Economists expect a significant downward revision in the number once data for the months after November is made available. However, the finance ministry said the estimates are based on ‘real statistics’ and not ‘anecdotal evidence’.
The forecast does not take into account the full impact of demonetisation, with projections based on some datasets up to October. The government will release the revised second Advance Estimates for 2016-17 and the quarter ended December on February 28.
Gross domestic product growth (GDP) in the second half of the financial year is forecast to slow down to seven per cent from 7.2 per cent in April-September, Advance Estimates released by the CSO showed on Friday. If the overestimation concerns hold true, they are likely to affect Budget assumptions. The Budget has been advanced by a month to February 1.
“The GDP estimate does not factor in the note ban. Detailed information for most indicators is available up to October. The impact of demonetisation is yet to be understood and could last for several years,” said T C A Anant, chief statistician of India.
“Being a statistical organisation, the CSO has to go on real statistics and we cannot expect them to go on the basis of impressions and anecdotal evidence,” Economic Affairs Secretary Shaktikanta Das said.

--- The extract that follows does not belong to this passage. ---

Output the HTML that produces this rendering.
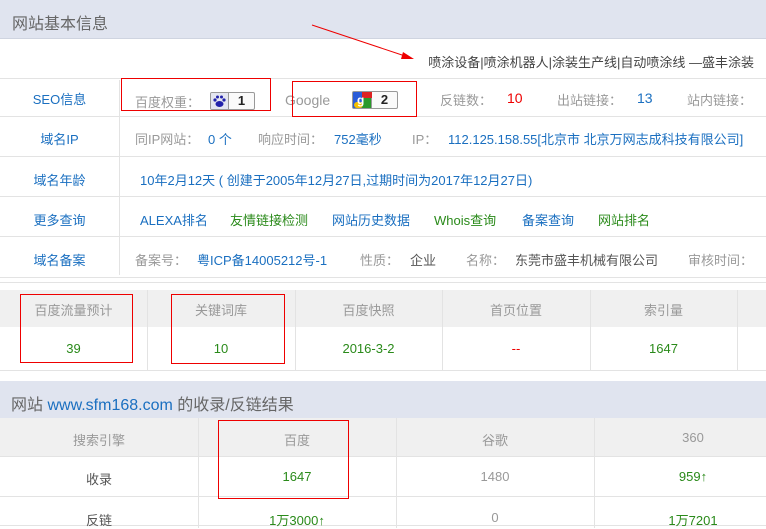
<!DOCTYPE html>
<html><head><meta charset="utf-8"><style>
*{margin:0;padding:0;box-sizing:border-box}
body{width:766px;height:528px;overflow:hidden;background:#fff;font-family:"Liberation Sans","Noto Sans CJK SC",sans-serif;font-size:13px;color:#999;position:relative}
.a{position:absolute;white-space:nowrap}
.b{color:#1a6fc0}.g{color:#2a8a1a}.r{color:#e00}.d{color:#555}
.hl{position:absolute;height:1px;background:#e3e3e3}
.vl{position:absolute;width:1px;background:#e3e3e3}
.box{position:absolute;border:1px solid #e00}
.badge{position:absolute;height:18px;border:1px solid #999;border-radius:2px;background:#fafafa;display:flex;font-weight:bold;color:#222;font-size:13px;overflow:hidden}
.badge span{display:block;text-align:center;line-height:16px}
.c{position:absolute;text-align:center}
</style></head><body>
<div class="a" style="left:0;top:0;width:766px;height:39px;background:#e0e4ef;border-bottom:1px solid #cfd4e0"></div>
<div class="a" style="left:12px;top:10px;font-size:16px;color:#666">网站基本信息</div>
<div class="a" style="right:12px;top:52px;font-size:13px;color:#444">喷涂设备|喷涂机器人|涂装生产线|自动喷涂线 —盛丰涂装</div>
<div class="hl" style="left:0;top:78px;width:766px"></div>
<div class="hl" style="left:0;top:116px;width:766px"></div>
<div class="hl" style="left:0;top:156px;width:766px"></div>
<div class="hl" style="left:0;top:196px;width:766px"></div>
<div class="hl" style="left:0;top:236px;width:766px"></div>
<div class="hl" style="left:0;top:277px;width:766px"></div>
<div class="hl" style="left:0;top:282px;width:766px"></div>
<div class="vl" style="left:119px;top:80px;height:195px"></div>
<div class="c b" style="left:0;width:119px;top:89px">SEO信息</div>
<div class="c b" style="left:0;width:119px;top:129px">域名IP</div>
<div class="c b" style="left:0;width:119px;top:170px">域名年龄</div>
<div class="c b" style="left:0;width:119px;top:210px">更多查询</div>
<div class="c b" style="left:0;width:119px;top:250px">域名备案</div>
<div class="a" style="left:135px;top:92px">百度权重：</div>
<div class="badge" style="left:210px;top:92px;width:45px"><span style="width:18px;background:#e4e6f0;border-right:1px solid #999"><svg width="17" height="16" viewBox="0 0 17 16"><ellipse cx="8.5" cy="11" rx="4" ry="3" fill="#22a"/><circle cx="4" cy="7" r="1.6" fill="#22a"/><circle cx="13" cy="7" r="1.6" fill="#22a"/><circle cx="6.5" cy="4" r="1.5" fill="#22a"/><circle cx="10.5" cy="4" r="1.5" fill="#22a"/></svg></span><span style="flex:1">1</span></div>
<div class="a" style="left:285px;top:92px;font-size:14px">Google</div>
<div class="badge" style="left:352px;top:91px;width:46px"><span style="width:19px;border-right:1px solid #999;position:relative;background:#2a9a2a"><i style="position:absolute;left:0;top:0;width:9px;height:16px;background:#2a5cd8"></i><i style="position:absolute;left:9px;top:0;width:10px;height:6px;background:#d22"></i><i style="position:absolute;left:1px;top:10px;width:9px;height:6px;border-radius:4px;background:#f5c000"></i><b style="position:absolute;left:4px;top:0;color:#fff;font-size:12px">g</b></span><span style="flex:1">2</span></div>
<div class="a" style="left:440px;top:90px">反链数：</div><div class="a r" style="left:507px;top:90px;font-size:14px">10</div>
<div class="a" style="left:557px;top:90px">出站链接：</div><div class="a b" style="left:637px;top:90px;font-size:14px">13</div>
<div class="a" style="left:687px;top:90px">站内链接：</div>
<div class="a" style="left:135px;top:129px">同IP网站：</div><div class="a b" style="left:208px;top:129px">0 个</div>
<div class="a" style="left:258px;top:129px">响应时间：</div><div class="a b" style="left:334px;top:129px">752毫秒</div>
<div class="a" style="left:412px;top:129px">IP：</div><div class="a b" style="left:448px;top:129px">112.125.158.55[北京市 北京万网志成科技有限公司]</div>
<div class="a b" style="left:140px;top:170px">10年2月12天 ( 创建于2005年12月27日,过期时间为2017年12月27日)</div>
<div class="a b" style="left:140px;top:210px">ALEXA排名</div>
<div class="a g" style="left:230px;top:210px">友情链接检测</div>
<div class="a b" style="left:332px;top:210px">网站历史数据</div>
<div class="a g" style="left:434px;top:210px">Whois查询</div>
<div class="a b" style="left:522px;top:210px">备案查询</div>
<div class="a g" style="left:598px;top:210px">网站排名</div>
<div class="a" style="left:135px;top:250px">备案号：</div><div class="a b" style="left:197px;top:250px">粤ICP备14005212号-1</div>
<div class="a" style="left:360px;top:250px">性质：</div><div class="a d" style="left:410px;top:250px">企业</div>
<div class="a" style="left:466px;top:250px">名称：</div><div class="a d" style="left:515px;top:250px">东莞市盛丰机械有限公司</div>
<div class="a" style="left:688px;top:250px">审核时间：</div>

<div class="a" style="left:0;top:290px;width:766px;height:37px;background:#f0f0f0"></div>
<div class="hl" style="left:0;top:370px;width:766px"></div>
<div class="vl" style="left:147px;top:290px;height:80px"></div>
<div class="vl" style="left:295px;top:290px;height:80px"></div>
<div class="vl" style="left:442px;top:290px;height:80px"></div>
<div class="vl" style="left:590px;top:290px;height:80px"></div>
<div class="vl" style="left:737px;top:290px;height:80px"></div>
<div class="c" style="left:0;width:147px;top:300px">百度流量预计</div>
<div class="c" style="left:147px;width:148px;top:300px">关键词库</div>
<div class="c" style="left:295px;width:147px;top:300px">百度快照</div>
<div class="c" style="left:442px;width:148px;top:300px">首页位置</div>
<div class="c" style="left:590px;width:147px;top:300px">索引量</div>
<div class="c g" style="left:0;width:147px;top:341px">39</div>
<div class="c g" style="left:147px;width:148px;top:341px">10</div>
<div class="c g" style="left:295px;width:147px;top:341px">2016-3-2</div>
<div class="c r" style="left:442px;width:148px;top:341px">--</div>
<div class="c g" style="left:590px;width:147px;top:341px">1647</div>

<div class="a" style="left:0;top:381px;width:766px;height:37px;background:#e0e4ef"></div>
<div class="a" style="left:11px;top:391px;font-size:16px;color:#666">网站 <span class="b">www.sfm168.com</span> 的收录/反链结果</div>
<div class="a" style="left:0;top:418px;width:766px;height:38px;background:#f0f0f0"></div>
<div class="hl" style="left:0;top:456px;width:766px"></div>
<div class="hl" style="left:0;top:496px;width:766px"></div>
<div class="hl" style="left:0;top:525px;width:766px"></div>
<div class="vl" style="left:198px;top:418px;height:110px"></div>
<div class="vl" style="left:396px;top:418px;height:110px"></div>
<div class="vl" style="left:594px;top:418px;height:110px"></div>
<div class="c" style="left:0;width:198px;top:430px">搜索引擎</div>
<div class="c" style="left:198px;width:198px;top:430px">百度</div>
<div class="c" style="left:396px;width:198px;top:430px">谷歌</div>
<div class="c" style="left:594px;width:198px;top:430px">360</div>
<div class="c d" style="left:0;width:198px;top:469px">收录</div>
<div class="c g" style="left:198px;width:198px;top:469px">1647</div>
<div class="c" style="left:396px;width:198px;top:469px">1480</div>
<div class="c g" style="left:594px;width:198px;top:469px">959<b>↑</b></div>
<div class="c d" style="left:0;width:198px;top:510px">反链</div>
<div class="c g" style="left:198px;width:198px;top:510px">1万3000<b>↑</b></div>
<div class="c" style="left:396px;width:198px;top:510px">0</div>
<div class="c g" style="left:594px;width:198px;top:510px">1万7201</div>

<div class="box" style="left:121px;top:78px;width:150px;height:33px"></div>
<div class="box" style="left:292px;top:81px;width:125px;height:36px"></div>
<div class="box" style="left:20px;top:294px;width:113px;height:69px"></div>
<div class="box" style="left:171px;top:294px;width:114px;height:70px"></div>
<div class="box" style="left:218px;top:420px;width:131px;height:79px"></div>
<svg class="a" style="left:0;top:0" width="766" height="528"><line x1="312" y1="25" x2="408" y2="57" stroke="#e00" stroke-width="1"/><polygon points="414,59 403,52 401,59" fill="#e00"/></svg>
</body></html>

GDP growth essentially seems to be driven by a sharp rise in government spending and agriculture. The CSO has projected a sharp slowdown in manufacturing growth in the second half of 2016-17 to 6.7 per cent from 8.1 per cent in April-September.

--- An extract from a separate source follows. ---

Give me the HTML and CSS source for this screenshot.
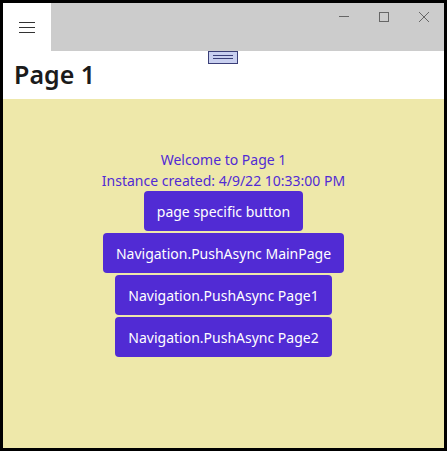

Manufacturing, a focus area for the government, has been estimated to slow down to a growth rate of 7.4 per cent in 2016-17 from 9.3 per cent in the previous financial year. Industrial growth as a whole, including mining, manufacturing and electricity, is estimated to slow down to 5.2 per cent during 2016-17 from 7.4 per cent in the previous year.
The Advance Estimates are based on industrial production and bank deposit data available till October and a clutch of other data points, including inflation, government expenditure and subsidies up to November.
“The surge in bank deposits was an outlier, hence, November data was not used to compute financial services data. There was a high degree of volatility in November bank deposit data due to cash curbs,” said Anant.
Growth during the October-December quarter is expected to be the weakest in years, with spending affected by currency curbs. There have been reports of static industrial activity and low winter sowing. The purchasing managers’ index for services put out by Nikkei contracted in November and December due to demonetisation.
Public administration, defence and other services, largely government spending, are projected to grow 12.8 per cent in 2016-17, about double of the 6.6 per cent rate of the previous year.
Agriculture is estimated to expand by 4.1 per cent in 2016-17, up from 1.2 per cent a year ago.
Gross fixed capital formation is estimated to contract by 0.2 per cent in 2016-17, against a 3.9 expansion in the previous financial year. Lending rates have begun to decline with banks flush with deposits after the currency ban.
Consumption, the bright spot in the first half of 2016-17, appears to dwindle. Private final consumption expenditure has been estimated to grow by 6.5 per cent during the financial year, lower than 7.1 per cent in the first half.